Sever, however, plans to run again for secretary-treasurer, the post he held under Carey, on a ticket
topped by John Metz, a local leader from St. Louis.
Eckstein has filed two protests with the
election officer.
Meanwhile, The Associated Press obtained
a list of Teamsters staff and the amounts they donated to the
1996 Carey-Sever ticket that union sources said was compiled at
Sever's direction.
Addressed to Sever, a cover sheet to the
Jan. 29, 1998 memo says, "attached is a list of all (Teamsters)
employees donations over $80 to the Campaign.... Also attached
is a list of those who gave nothing."
The list of about 250 donors to the Carey-Sever
slate was prepared at union headquarters and on union
time, according to union officials, and appears to violate campaign
rules that guard against mingling union work and politics.
Revelations about the increased infighting
at Teamsters headquarters comes after the court-appointed
election monitor said he would end federal supervision of the
contest if a funding dispute wasn't soon resolved.

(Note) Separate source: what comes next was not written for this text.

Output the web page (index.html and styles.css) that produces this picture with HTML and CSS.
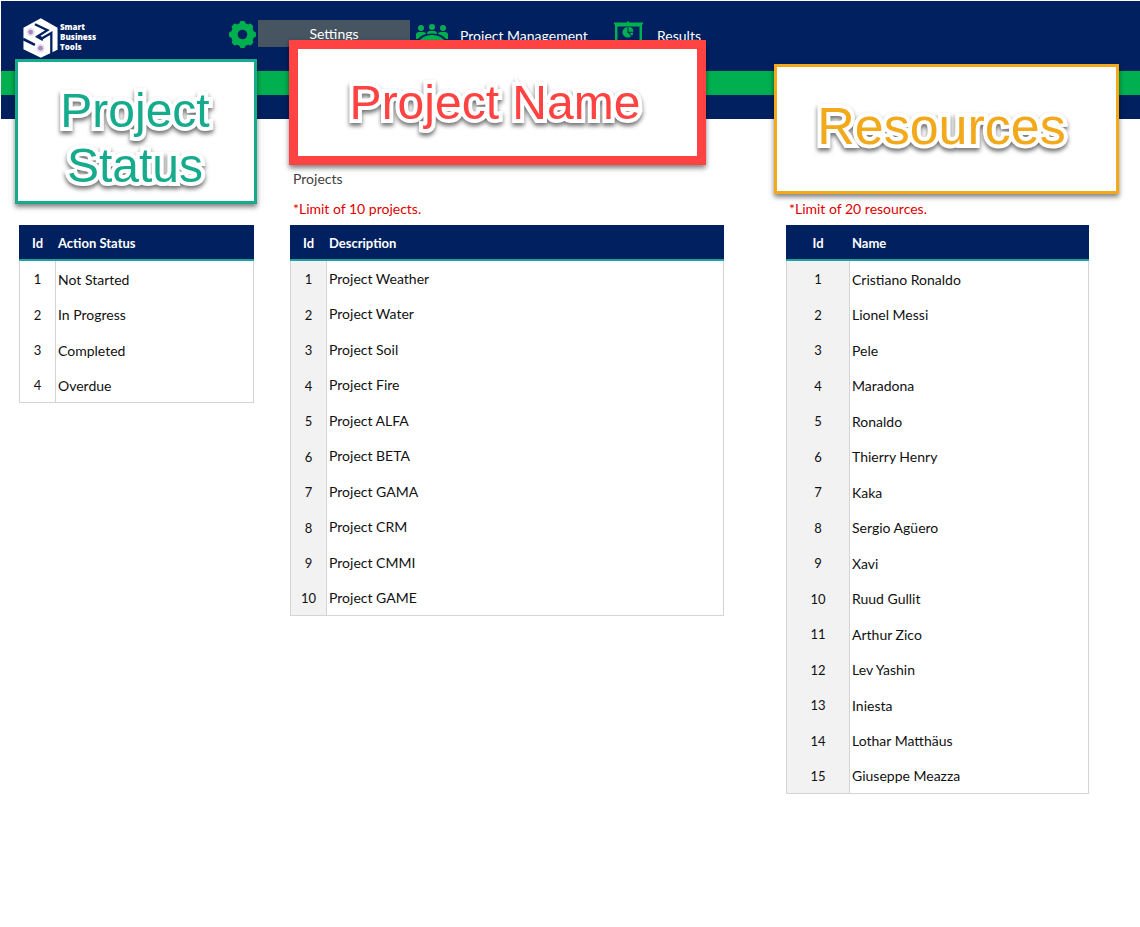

The rank-and-file election of union officers
is key to the government's cleanup of the union, taking place
under a 1989 consent decree the Teamsters signed to avoid racketeering
charges.
Carey's narrow re-election over James P.
Hoffa in 1996 was overturned after investigators uncovered an
illegal fund- scheme that pilfered more than $800,000 from the
union treasury.
Carey won the union's first-ever election
for general president in 1991 and built a reputation as a reformer,
whose high point was the two-week UPS strike last year when 185,000
manned picket lines.
Carey was barred from the rerun, and the
coalition of grass-roots reformers and local leaders backing him
split.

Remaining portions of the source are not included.